The Magellanic Clouds

• The two nearest galaxies in our Local Group are the Large and Small Magellanic Clouds.
• They are both near the south celestial pole, so-named because Magellan used them for navigation.
• They are close to the Milky Way (50 kpc), not far from the farthest globular clusters.
• If Milky was was a dinner plate, they would be oranges two feet away, with Andromeda another plate twenty feet away.
• They are not spiral galaxies, but are irregular galaxies.
• Near the center bar of the LMC is the Tarantula Nebula, a huge cluster of blue supergiants.
• Both clouds have globular clusters of blue stars.
• A stream of hydrogen gas connects the two galaxies.
• They are important to astronomers because the many kinds of stars are at the same distance.

Dwarf Galaxies

• In our Local Group, there are several dwarf elliptical galaxies, like giant globular clusters.
• Like globulars, they have Pop II stars and little gas or dust.
• There are about ten in our Local Group.

The Andromeda Galaxy

• The Andromeda Galaxy is a spiral galaxy, very much like ours, and is in our Local Group.
• It is about the same size, with a disk and a halo of globular clusters.
• Its central bulge and two companion galaxies are composed of red giant stars.
• Its nucleus also has a dozen X-ray sources.

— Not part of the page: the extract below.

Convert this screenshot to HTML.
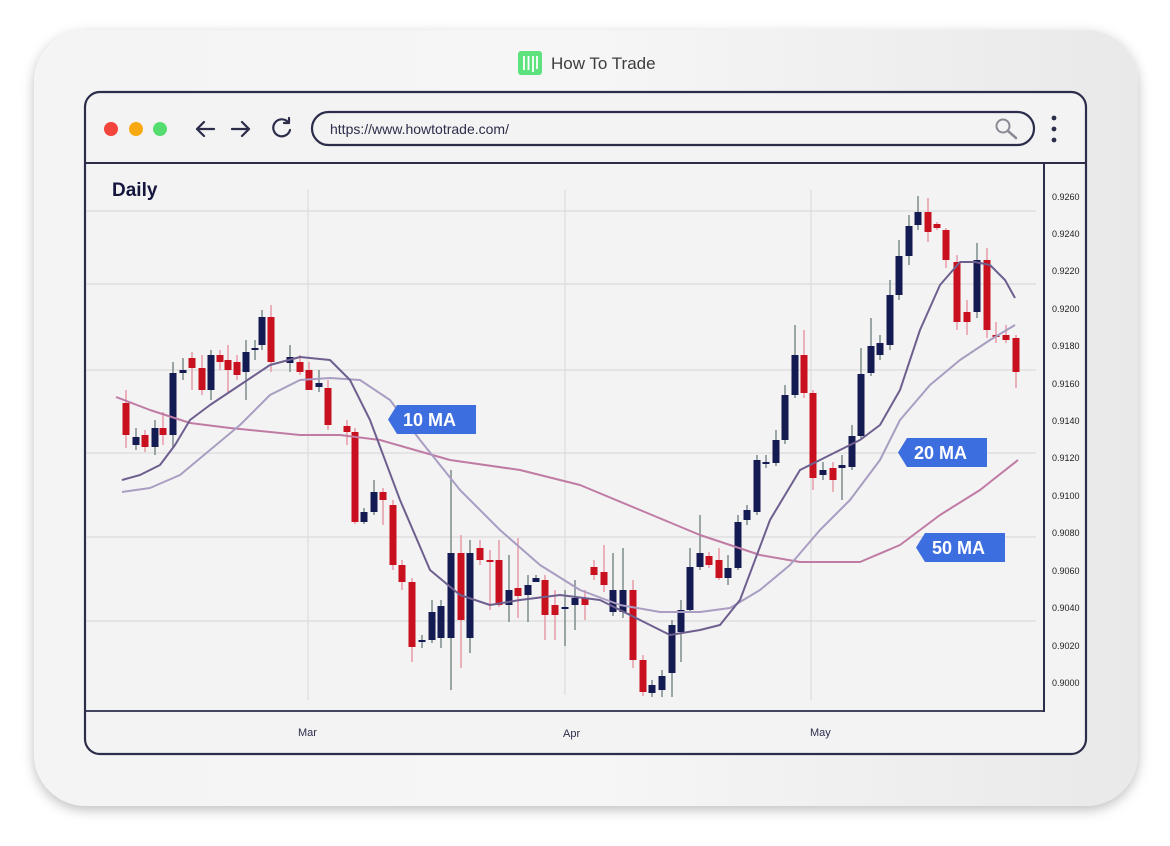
<!DOCTYPE html>
<html><head><meta charset="utf-8"><style>
html,body{margin:0;padding:0;background:#fff;width:1170px;height:846px;overflow:hidden;font-family:"Liberation Sans",sans-serif}
</style></head><body>
<svg width="1170" height="846" viewBox="0 0 1170 846" xmlns="http://www.w3.org/2000/svg" font-family="Liberation Sans, sans-serif">
<defs>
<filter id="sh" x="-5%" y="-5%" width="110%" height="112%"><feDropShadow dx="0" dy="4" stdDeviation="6" flood-color="#000" flood-opacity="0.25"/></filter>
<linearGradient id="fr" x1="0" x2="1"><stop offset="0" stop-color="#f4f4f4"/><stop offset="0.5" stop-color="#f6f6f6"/><stop offset="1" stop-color="#e9e9e9"/></linearGradient>
</defs>
<rect x="34" y="30" width="1104" height="776" rx="52" fill="url(#fr)" filter="url(#sh)"/>
<!-- logo -->
<rect x="518" y="51" width="24" height="24" rx="3" fill="#5ee27d"/>
<g stroke="#fff" stroke-width="1.8"><line x1="524" y1="56" x2="524" y2="70"/><line x1="528.5" y1="56" x2="528.5" y2="70"/><line x1="533" y1="56" x2="533" y2="72"/><line x1="537" y1="56" x2="537" y2="69"/></g>
<text x="551" y="69" font-size="17" fill="#3a3c3e">How To Trade</text>
<!-- browser window -->
<rect x="85" y="92" width="1001" height="662" rx="15" fill="#f3f3f3" stroke="#2b2d4a" stroke-width="2.2"/>
<line x1="85" y1="163" x2="1086" y2="163" stroke="#2b2d4a" stroke-width="2"/>
<circle cx="111" cy="129" r="7" fill="#f4443b"/><circle cx="136" cy="129" r="7" fill="#f8a90f"/><circle cx="160" cy="129" r="7" fill="#55dc71"/>
<g fill="none" stroke="#2b2d4a" stroke-width="2.2" stroke-linecap="round" stroke-linejoin="round">
<path d="M214 129H197M204 122L197 129L204 136"/>
<path d="M232 129H249M242 122L249 129L242 136"/>
<path d="M288 122A8.5 8.5 0 1 0 290 130M289 118V123H284"/>
<rect x="312" y="112" width="722" height="33" rx="16.5"/>
</g>
<text x="330" y="134" font-size="14" fill="#2b2d4a">https://www.howtotrade.com/</text>
<circle cx="1003" cy="126" r="6.5" fill="none" stroke="#8a8a95" stroke-width="2"/><line x1="1008" y1="131" x2="1016" y2="138" stroke="#8a8a95" stroke-width="2.5" stroke-linecap="round"/>
<g fill="#2b2d4a"><circle cx="1054" cy="118" r="2.4"/><circle cx="1054" cy="129" r="2.4"/><circle cx="1054" cy="140" r="2.4"/></g>
<!-- axes -->
<line x1="1044" y1="163" x2="1044" y2="712" stroke="#2b2d4a" stroke-width="2"/>
<line x1="85" y1="711" x2="1044" y2="711" stroke="#2b2d4a" stroke-width="1.8"/>
<g stroke="#dcdcdc" stroke-width="1.2">
<line x1="86" y1="211" x2="1036" y2="211"/><line x1="86" y1="284" x2="1036" y2="284"/><line x1="86" y1="370" x2="1036" y2="370"/><line x1="86" y1="453" x2="1036" y2="453"/><line x1="86" y1="537" x2="1036" y2="537"/><line x1="86" y1="621" x2="1036" y2="621"/>
<line x1="308" y1="190" x2="308" y2="700"/><line x1="565" y1="190" x2="565" y2="695"/><line x1="811" y1="190" x2="811" y2="700"/>
</g>
<g font-size="9" fill="#222">
<text x="1052" y="200">0.9260</text><text x="1052" y="237">0.9240</text><text x="1052" y="274">0.9220</text><text x="1052" y="312">0.9200</text><text x="1052" y="349">0.9180</text><text x="1052" y="387">0.9160</text><text x="1052" y="424">0.9140</text><text x="1052" y="461">0.9120</text><text x="1052" y="499">0.9100</text><text x="1052" y="536">0.9080</text><text x="1052" y="574">0.9060</text><text x="1052" y="611">0.9040</text><text x="1052" y="649">0.9020</text><text x="1052" y="686">0.9000</text>
</g>
<g font-size="11" fill="#2b2d4a"><text x="298" y="736">Mar</text><text x="563" y="737">Apr</text><text x="810" y="736">May</text></g>
<text x="112" y="196" font-size="19" font-weight="bold" fill="#14163d">Daily</text>
<g id="c"></g>
<g fill="none" stroke-width="2" stroke-linejoin="round">
<polyline stroke="#c07ba5" points="116,397 150,410 190,423 230,428 300,435 340,435 380,440 450,460 520,470 580,485 640,510 700,535 760,555 800,562 860,562 900,545 940,515 980,490 1018,460"/>
<polyline stroke="#a99dc2" points="122,492 150,488 180,475 210,450 240,425 270,395 300,380 330,378 360,380 390,400 420,440 460,490 500,530 540,565 580,590 620,605 660,612 700,612 730,608 760,590 790,565 820,530 850,500 880,460 900,420 930,385 960,360 990,340 1015,325"/>
<polyline stroke="#6e5f8e" points="122,480 140,475 160,465 175,445 190,420 210,405 240,385 270,365 300,357 330,360 350,380 370,420 400,500 430,570 460,595 490,605 520,600 560,595 600,600 640,620 670,635 700,630 720,625 740,600 770,520 800,470 830,455 860,440 880,425 900,390 920,330 940,285 960,262 975,262 990,265 1005,280 1015,298"/>
</g>
<g font-size="18" font-weight="bold" fill="#fff">
<path d="M397 405H476V434H397L388 419.5Z" fill="#3d6ee0"/><text x="403" y="426">10 MA</text>
<path d="M907 438H987V467H907L898 452.5Z" fill="#3d6ee0"/><text x="914" y="459">20 MA</text>
<path d="M925 533H1005V562H925L916 547.5Z" fill="#3d6ee0"/><text x="932" y="554">50 MA</text>
</g>
</svg>
<script>
var d=[[126,'r',403,435,390,448],[136,'b',437,445,428,450],[145,'r',435,447,430,452],[155,'b',428,447,420,455],[163,'r',428,435,412,445],[173,'b',373,435,362,448],[183,'b',370,373,358,380],[192,'r',358,368,352,390],[202,'r',368,390,355,395],[211,'b',355,390,350,400],[220,'r',355,362,350,370],[228,'r',360,370,345,392],[237,'r',362,375,355,380],[246,'b',352,372,340,400],[255,'b',348,350,340,360],[262,'b',317,345,310,350],[271,'r',317,362,305,372],[290,'b',357,363,345,372],[300,'r',362,372,355,375],[309,'r',370,390,362,390],[319,'b',383,387,370,392],[328,'r',388,425,380,430],[347,'r',426,432,420,445],[355,'r',432,522,428,524],[364,'b',512,522,508,524],[374,'b',492,512,480,515],[383,'r',492,500,488,525],[393,'r',505,565,500,570],[402,'r',565,582,560,590],[412,'r',582,647,578,662],[422,'b',640,642,635,648],[432,'b',612,640,600,643],[441,'b',606,638,600,648],[451,'b',553,638,470,690],[461,'r',553,620,535,668],[470,'b',553,638,540,653],[480,'r',548,560,540,565],[490,'r',560,562,550,610],[499,'r',560,605,540,607],[509,'b',590,605,555,622],[518,'r',588,596,538,618],[528,'b',585,595,575,622],[536,'b',578,582,575,582],[545,'r',580,615,575,640],[555,'r',605,615,590,640],[565,'b',607,609,590,646],[575,'b',598,605,580,630],[585,'r',598,605,590,620],[594,'r',567,575,560,580],[604,'r',572,585,545,592],[613,'b',590,612,553,616],[623,'b',590,612,548,618],[633,'r',590,660,580,668],[643,'r',660,692,655,696],[652,'b',685,693,680,697],[662,'b',676,690,670,697],[672,'b',625,673,620,697],[681,'b',610,632,600,662],[690,'b',567,610,548,612],[700,'b',553,567,515,570],[709,'r',556,565,552,568],[719,'r',560,578,548,580],[728,'b',568,578,555,585],[738,'b',522,568,515,570],[747,'b',510,520,505,525],[757,'b',460,512,455,515],[766,'b',462,464,455,468],[776,'b',440,463,430,466],[785,'b',395,440,385,444],[795,'b',355,395,325,398],[804,'r',355,393,330,398],[813,'r',393,478,390,490],[823,'b',470,475,462,480],[833,'r',468,480,462,492],[842,'b',465,468,455,500],[852,'b',436,467,425,470],[861,'b',374,436,348,438],[871,'b',346,373,318,376],[880,'b',343,355,335,360],[890,'b',295,345,280,350],[899,'b',256,295,240,300],[909,'b',226,256,215,265],[918,'b',212,225,196,230],[928,'r',212,232,198,242],[937,'r',224,228,222,230],[946,'r',230,260,228,268],[957,'r',262,322,255,330],[967,'r',312,322,300,335],[977,'b',260,312,243,318],[987,'r',260,330,248,338],[996,'r',335,337,322,343],[1006,'r',335,340,325,343],[1016,'r',338,372,335,388]];
var s='';d.forEach(function(c){var x=c[0],r=c[1]=='r';var h=Math.max(c[3]-c[2],2);
s+='<line x1="'+x+'" x2="'+x+'" y1="'+c[4]+'" y2="'+c[5]+'" stroke="'+(r?'#e99aa6':'#7d8c8c')+'" stroke-width="1.5"/>';
s+='<rect x="'+(x-3.5)+'" y="'+c[2]+'" width="7" height="'+h+'" fill="'+(r?'#c8101e':'#141a52')+'"/>';});
document.getElementById('c').innerHTML=s;
</script>
</body></html>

Classifying Galaxies by Shape

• Galactic morphology is classifying galaxies by their shapes, which follow a clear pattern.
• Spirals may have tightly wounds arms and large central bulge (called Sa) or loose arms and a small central bulge (called Sc, with Sb intermediate).
• Barred spirals have a bar-shaped nucleus, sometimes very prominent (SBa - SBc).
• Ellipticals range in size from dwarfs to giant ellipticals, are E0 to E7 (E0 spherical).
• Irregulars include many other shapes.

Dark Matter

• When velocities of stars are measured to determine mass, it shows 90% of mass is too dark to see.
• This same result is found even though different techniques are used for measurements.
• This is an important area of research in modern astronomy.

The Hubble Relation

• Hubble discovered the Hubble Law: the farther a galaxy is away from us, the larger its redshift is.
• The redshift is interpreted as velocity away from us, so it appears that the universe is expanding.
• One can show that such a law would be observed from any galaxy in the universe.
• The Hubble parameter is the ratio of speed to distance, determines the age and size of the universe.
• Some redshifts may not be due to such expansion: some galaxies at the same distance have different redshifts.

Clusters of Galaxies

• Beyond our Local Group, we find outer clusters of galaxies.
• Some clusters are small like our Local Group; the Virgo cluster has several hundred galaxies.
• Our Milky Way is probably included in an enormous supercluster of galaxies.
• The Virgo cluster is probably the center of our Local Supercluster.
• Dozens of other superclusters have been discovered.

Active Galaxies

• Active galaxies have much radio and X-rays coming from their nuclei, like ours.
• Seyfert galaxies have blue nuclei and broad emission lines, meaning high speed gases.
• Radio galaxies comprise about 1° of all galaxies.
• Some galaxies (like M82) appear to be exploding, with huge streams of matter streaming out of the nucleus.

Quasars

• Quasars (quasi-stellar radio sources) are strong radio sources coming from something that appears as small as a stellar source.
• They were discovered to have extremely redshifted lines.
• They are thought to be galaxies incredibly bright and far away.
• If that is true then the best explanation so far for their source of energy is a supermassive black hole.
• Many appear to be near nearby galaxies; some think they were shot out of them; but if so, one needs to explain why none are coming toward us and hence blue-shifted.

The Big Bang

• The Hubble law has led astronomers to believe in the Big Bang, namely that the entire universe was born in a giant explosion.
• The main confirming evidence is the discovery of the so-called 3° background radiation.
• They take this very seriously and talk about when the universe was the size of a grapefruit.
• They write books about what occurred in the first incredibly small fractions of a second.
• You can read these on your own time.